Additionally, “We created what we call the Philadelphia Multicultural Newspaper Association,” he said, aligning PGN with major black, Hispanic, and Asian publications — all in the name of creating “a force of diversity.”

“I suggest you make coalitions with the diversity you have in our city,” said Segal.

Although surviving and thriving are a little different for magazines, Boston Spirit publisher Zimmerman agreed that collaboration is working for his publication, pointing to a partnership with Boston.com and work with Bay Windows, the local LGBT weekly.

Boston Sprit is a glossy LGBT lifestyle and entertainment magazine, published six times a year and mailed free of charge to subscribers.

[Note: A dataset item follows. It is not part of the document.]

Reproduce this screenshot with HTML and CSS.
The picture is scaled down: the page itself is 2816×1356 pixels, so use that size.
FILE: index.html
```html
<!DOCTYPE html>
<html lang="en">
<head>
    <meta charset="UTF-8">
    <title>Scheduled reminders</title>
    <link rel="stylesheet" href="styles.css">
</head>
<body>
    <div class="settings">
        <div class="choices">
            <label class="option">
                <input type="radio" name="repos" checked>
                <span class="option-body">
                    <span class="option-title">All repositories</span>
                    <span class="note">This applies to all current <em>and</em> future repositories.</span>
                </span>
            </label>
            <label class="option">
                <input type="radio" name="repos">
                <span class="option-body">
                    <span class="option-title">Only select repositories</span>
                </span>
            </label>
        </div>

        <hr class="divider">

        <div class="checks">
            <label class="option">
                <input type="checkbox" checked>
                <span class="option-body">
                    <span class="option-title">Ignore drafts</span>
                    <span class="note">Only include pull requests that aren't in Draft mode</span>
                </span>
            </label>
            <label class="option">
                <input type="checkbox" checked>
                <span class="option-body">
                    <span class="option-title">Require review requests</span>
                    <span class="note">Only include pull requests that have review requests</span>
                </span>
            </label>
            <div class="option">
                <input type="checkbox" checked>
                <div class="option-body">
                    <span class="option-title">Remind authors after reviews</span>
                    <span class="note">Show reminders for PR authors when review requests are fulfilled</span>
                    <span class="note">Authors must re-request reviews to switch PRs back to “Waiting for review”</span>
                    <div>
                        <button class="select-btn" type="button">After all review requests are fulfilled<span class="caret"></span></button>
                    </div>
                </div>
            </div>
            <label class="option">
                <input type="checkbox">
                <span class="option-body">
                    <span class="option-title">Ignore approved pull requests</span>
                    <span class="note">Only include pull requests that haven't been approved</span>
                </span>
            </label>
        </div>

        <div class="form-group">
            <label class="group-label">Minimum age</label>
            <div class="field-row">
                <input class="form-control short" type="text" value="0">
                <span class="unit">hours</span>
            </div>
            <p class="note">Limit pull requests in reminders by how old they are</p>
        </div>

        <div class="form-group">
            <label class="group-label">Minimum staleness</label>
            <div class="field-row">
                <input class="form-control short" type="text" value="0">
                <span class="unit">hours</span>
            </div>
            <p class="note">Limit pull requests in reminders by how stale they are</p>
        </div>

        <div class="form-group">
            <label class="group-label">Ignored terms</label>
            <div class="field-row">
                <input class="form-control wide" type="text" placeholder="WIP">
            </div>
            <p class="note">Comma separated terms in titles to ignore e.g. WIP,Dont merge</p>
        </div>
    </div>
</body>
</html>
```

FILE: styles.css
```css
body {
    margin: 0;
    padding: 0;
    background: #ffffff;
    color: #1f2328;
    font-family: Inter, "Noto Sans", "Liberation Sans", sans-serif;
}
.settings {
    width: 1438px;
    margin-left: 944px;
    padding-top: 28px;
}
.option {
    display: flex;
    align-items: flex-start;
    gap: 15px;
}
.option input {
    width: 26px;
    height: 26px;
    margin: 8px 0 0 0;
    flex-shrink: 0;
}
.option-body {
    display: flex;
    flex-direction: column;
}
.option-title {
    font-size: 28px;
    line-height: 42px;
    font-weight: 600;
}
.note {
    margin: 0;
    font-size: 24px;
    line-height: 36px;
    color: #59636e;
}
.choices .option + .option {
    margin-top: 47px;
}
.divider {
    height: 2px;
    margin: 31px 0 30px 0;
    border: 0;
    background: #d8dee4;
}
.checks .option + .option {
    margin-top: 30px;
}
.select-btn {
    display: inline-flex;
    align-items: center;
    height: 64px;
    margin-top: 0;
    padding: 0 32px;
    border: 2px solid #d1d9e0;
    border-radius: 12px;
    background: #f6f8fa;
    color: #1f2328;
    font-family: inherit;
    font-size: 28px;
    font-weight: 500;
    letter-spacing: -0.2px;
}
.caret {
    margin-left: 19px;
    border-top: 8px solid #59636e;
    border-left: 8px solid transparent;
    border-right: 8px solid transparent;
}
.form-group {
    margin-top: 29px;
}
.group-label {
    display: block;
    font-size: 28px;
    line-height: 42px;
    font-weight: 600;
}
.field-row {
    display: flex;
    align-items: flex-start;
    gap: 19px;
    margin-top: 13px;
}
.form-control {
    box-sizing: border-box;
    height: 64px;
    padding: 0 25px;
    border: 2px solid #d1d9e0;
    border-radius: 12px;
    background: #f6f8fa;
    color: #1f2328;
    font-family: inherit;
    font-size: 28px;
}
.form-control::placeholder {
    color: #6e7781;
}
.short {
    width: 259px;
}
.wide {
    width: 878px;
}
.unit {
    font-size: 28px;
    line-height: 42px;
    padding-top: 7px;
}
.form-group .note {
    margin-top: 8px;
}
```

“Because we are only eight years old, branding is still important to us,” said Zimmerman. “One of the things we do is to connect our readers with our advertisers. It’s not simply a situation where they send us their ad copy and we send back a tear sheet to reconnect when the next issue comes out. We felt strongly that we had to come up with a lot of different avenues and ways to prove our value to our advertisers and connect our readers to advertisers.”

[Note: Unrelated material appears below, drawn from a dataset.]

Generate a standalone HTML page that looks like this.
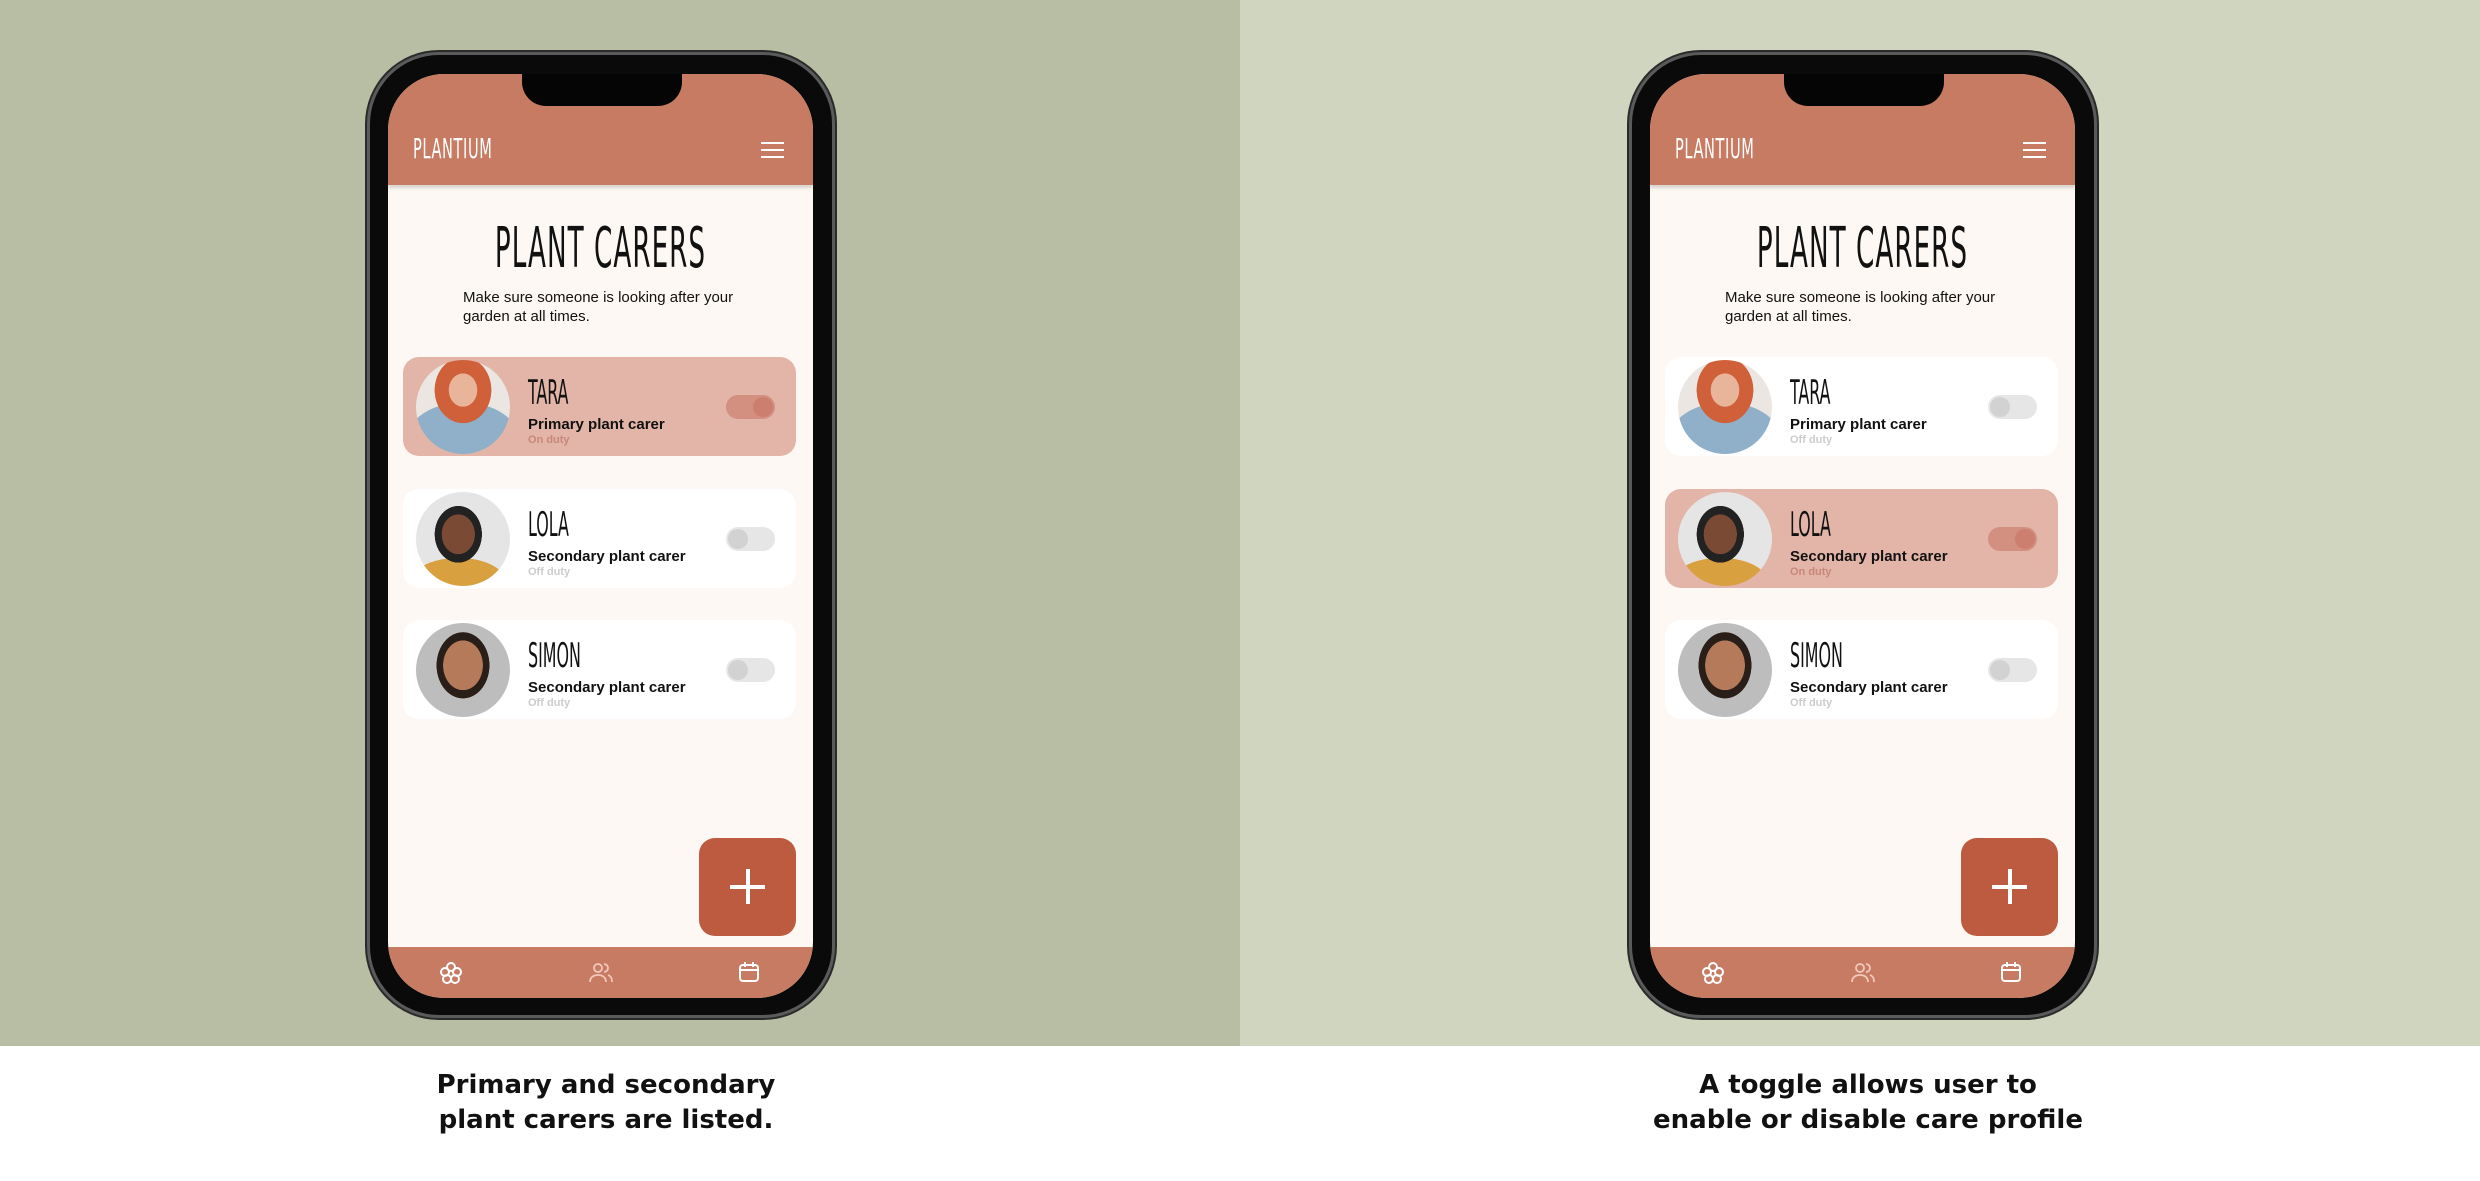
<!DOCTYPE html>
<html><head><meta charset="utf-8"><style>
*{margin:0;padding:0;box-sizing:border-box}
body{width:2480px;height:1181px;background:#fff;position:relative;overflow:hidden;font-family:"Liberation Sans",sans-serif}
.bg{position:absolute;top:0;height:1046px}
.ph{position:absolute;top:52px;width:468px;height:966px;border-radius:72px;background:#0a0a0a;border:3px solid #5a5a5a;box-shadow:0 0 0 2px #2a2a2a}
.scr{position:absolute;left:18px;top:19px;width:425px;height:924px;border-radius:56px;overflow:hidden;background:#fdf8f3}
.hdr{position:absolute;left:0;top:0;width:100%;height:111px;background:#c77b63;box-shadow:0 3px 3px rgba(0,0,0,.15)}
.notch{position:absolute;left:134px;top:0;width:160px;height:32px;background:#050505;border-radius:0 0 24px 24px}
.logo{position:absolute;left:25px;top:58px;color:#fff;font-size:28px;font-family:"DejaVu Sans Condensed",sans-serif;transform:scaleX(.58);transform-origin:left;white-space:nowrap;letter-spacing:1px}
.ham{position:absolute;left:373px;top:68px;width:23px}
.ham i{display:block;height:2px;background:#fff;margin-bottom:5px}
.title{position:absolute;left:0;width:100%;top:142px;text-align:center;font-size:56px;white-space:nowrap;font-family:"DejaVu Sans Condensed",sans-serif;transform:scaleX(.52);transform-origin:center;color:#111;letter-spacing:2px}
.sub{position:absolute;left:75px;top:214px;font-size:15px;line-height:19px;color:#111;width:300px}
.card{position:absolute;left:15px;width:393px;height:99px;border-radius:16px;background:#fff}
.card.on{background:#e2b5a8}
.av{position:absolute;left:13px;top:3px;width:94px;height:94px;border-radius:50%}
.nm{position:absolute;left:125px;top:16px;font-size:34px;white-space:nowrap;font-family:"DejaVu Sans Condensed",sans-serif;transform:scaleX(.52);transform-origin:left;color:#111}
.rl{position:absolute;left:125px;top:59px;font-size:15px;font-weight:bold;color:#111}
.st{position:absolute;left:125px;top:77px;font-size:11px;font-weight:bold;color:#ccc}
.on .st{color:#c9867a}
.tg{position:absolute;left:323px;top:38px;width:49px;height:24px;border-radius:12px;background:#e6e6e6}
.tg b{position:absolute;left:2px;top:2px;width:20px;height:20px;border-radius:50%;background:#d2d2d2}
.on .tg{background:#d38f80}.on .tg b{left:27px;background:#cd7f6f}
.fab{position:absolute;left:311px;top:764px;width:97px;height:98px;border-radius:16px;background:#bd5b40}
.fab:before{content:"";position:absolute;left:31px;top:47px;width:35px;height:4px;background:#fff}
.fab:after{content:"";position:absolute;left:47px;top:31px;width:4px;height:35px;background:#fff}
.nav{position:absolute;left:0;top:873px;width:100%;height:52px;background:#c77b63}
.cap{position:absolute;top:1068px;width:700px;text-align:center;font-size:26px;font-weight:bold;line-height:35px;color:#111;font-family:"DejaVu Sans",sans-serif}
</style></head><body>
<div class="bg" style="left:0;width:1240px;background:#b7bea3"></div>
<div class="bg" style="left:1240px;width:1240px;background:#cfd5bf"></div>

<div class="ph" style="left:367px">
<div class="scr">
<div class="hdr"><div class="notch"></div><div class="logo">PLANTIUM</div><div class="ham"><i></i><i></i><i></i></div></div>
<div class="title">PLANT CARERS</div>
<div class="sub">Make sure someone is looking after your garden at all times.</div>
<div class="card on" style="top:283px"><div class="av" style="background:radial-gradient(ellipse 30% 35% at 50% 32%,#e8b49a 0 50%,#d0603a 51% 100%,transparent 101%),radial-gradient(ellipse 60% 40% at 50% 85%,#8fb0c8 0 99%,transparent 100%),#ece6e2"></div><div class="nm">TARA</div><div class="rl">Primary plant carer</div><div class="st">On duty</div><div class="tg"><b></b></div></div>
<div class="card" style="top:415px"><div class="av" style="background:radial-gradient(ellipse 25% 30% at 45% 45%,#7a4a34 0 70%,#222 71% 100%,transparent 101%),radial-gradient(ellipse 50% 25% at 45% 95%,#d9a040 0 99%,transparent 100%),#e5e5e5"></div><div class="nm">LOLA</div><div class="rl">Secondary plant carer</div><div class="st">Off duty</div><div class="tg"><b></b></div></div>
<div class="card" style="top:546px"><div class="av" style="background:radial-gradient(ellipse 28% 35% at 50% 45%,#b57a5a 0 75%,#2a1e18 76% 100%,transparent 101%),#bdbdbd"></div><div class="nm">SIMON</div><div class="rl">Secondary plant carer</div><div class="st">Off duty</div><div class="tg"><b></b></div></div>
<div class="fab"></div>
<div class="nav">
<svg style="position:absolute;left:52px;top:15px" width="22" height="22" viewBox="0 0 22 22" fill="none" stroke="#fff" stroke-width="2"><circle cx="11" cy="5" r="4"/><circle cx="5" cy="10" r="4"/><circle cx="17" cy="10" r="4"/><circle cx="7" cy="17" r="4"/><circle cx="15" cy="17" r="4"/></svg>
<svg style="position:absolute;left:200px;top:15px" width="26" height="22" viewBox="0 0 26 22" fill="none" stroke="#f0c8bc" stroke-width="1.8"><circle cx="10" cy="6" r="4"/><path d="M2 20c0-5 4-7 8-7s8 2 8 7"/><path d="M16 2a4 4 0 010 8M20 13c3 1 4 3 4 7"/></svg>
<svg style="position:absolute;left:350px;top:14px" width="22" height="22" viewBox="0 0 22 22" fill="none" stroke="#fff" stroke-width="2"><rect x="2" y="4" width="18" height="16" rx="3"/><path d="M2 9h18M7 1v5M15 1v5"/></svg>
</div>
</div></div>

<div class="ph" style="left:1629px">
<div class="scr">
<div class="hdr"><div class="notch"></div><div class="logo">PLANTIUM</div><div class="ham"><i></i><i></i><i></i></div></div>
<div class="title">PLANT CARERS</div>
<div class="sub">Make sure someone is looking after your garden at all times.</div>
<div class="card" style="top:283px"><div class="av" style="background:radial-gradient(ellipse 30% 35% at 50% 32%,#e8b49a 0 50%,#d0603a 51% 100%,transparent 101%),radial-gradient(ellipse 60% 40% at 50% 85%,#8fb0c8 0 99%,transparent 100%),#ece6e2"></div><div class="nm">TARA</div><div class="rl">Primary plant carer</div><div class="st">Off duty</div><div class="tg"><b></b></div></div>
<div class="card on" style="top:415px"><div class="av" style="background:radial-gradient(ellipse 25% 30% at 45% 45%,#7a4a34 0 70%,#222 71% 100%,transparent 101%),radial-gradient(ellipse 50% 25% at 45% 95%,#d9a040 0 99%,transparent 100%),#e5e5e5"></div><div class="nm">LOLA</div><div class="rl">Secondary plant carer</div><div class="st">On duty</div><div class="tg"><b></b></div></div>
<div class="card" style="top:546px"><div class="av" style="background:radial-gradient(ellipse 28% 35% at 50% 45%,#b57a5a 0 75%,#2a1e18 76% 100%,transparent 101%),#bdbdbd"></div><div class="nm">SIMON</div><div class="rl">Secondary plant carer</div><div class="st">Off duty</div><div class="tg"><b></b></div></div>
<div class="fab"></div>
<div class="nav">
<svg style="position:absolute;left:52px;top:15px" width="22" height="22" viewBox="0 0 22 22" fill="none" stroke="#fff" stroke-width="2"><circle cx="11" cy="5" r="4"/><circle cx="5" cy="10" r="4"/><circle cx="17" cy="10" r="4"/><circle cx="7" cy="17" r="4"/><circle cx="15" cy="17" r="4"/></svg>
<svg style="position:absolute;left:200px;top:15px" width="26" height="22" viewBox="0 0 26 22" fill="none" stroke="#f0c8bc" stroke-width="1.8"><circle cx="10" cy="6" r="4"/><path d="M2 20c0-5 4-7 8-7s8 2 8 7"/><path d="M16 2a4 4 0 010 8M20 13c3 1 4 3 4 7"/></svg>
<svg style="position:absolute;left:350px;top:14px" width="22" height="22" viewBox="0 0 22 22" fill="none" stroke="#fff" stroke-width="2"><rect x="2" y="4" width="18" height="16" rx="3"/><path d="M2 9h18M7 1v5M15 1v5"/></svg>
</div>
</div></div>

<div class="cap" style="left:256px">Primary and secondary<br>plant carers are listed.</div>
<div class="cap" style="left:1518px">A toggle allows user to<br>enable or disable care profile</div>
</body></html>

To that end, Boston Spirit distributes a monthly email to subscribers that typically has “six to 10 offers, promotions, special events, things along that line, that come from our advertisers and non-profit partners,” said Zimmerman. “It’s a nice venue for our advertisers, adds value for them, doesn’t cost us a tremendous amount and has worked very well for us.”

Boston Spirit has also been creative in generating new revenue streams by hosting a series of events throughout the year. The publication’s biggest gathering is its annual LGBT networking night, which has drawn hundreds of attendees eager to mix and mingle with employers and advertisers, as well as bask in the glow of headliners, celebrities the likes of Robert Kraft, owner of the New England Patriots, and Chaz Bono.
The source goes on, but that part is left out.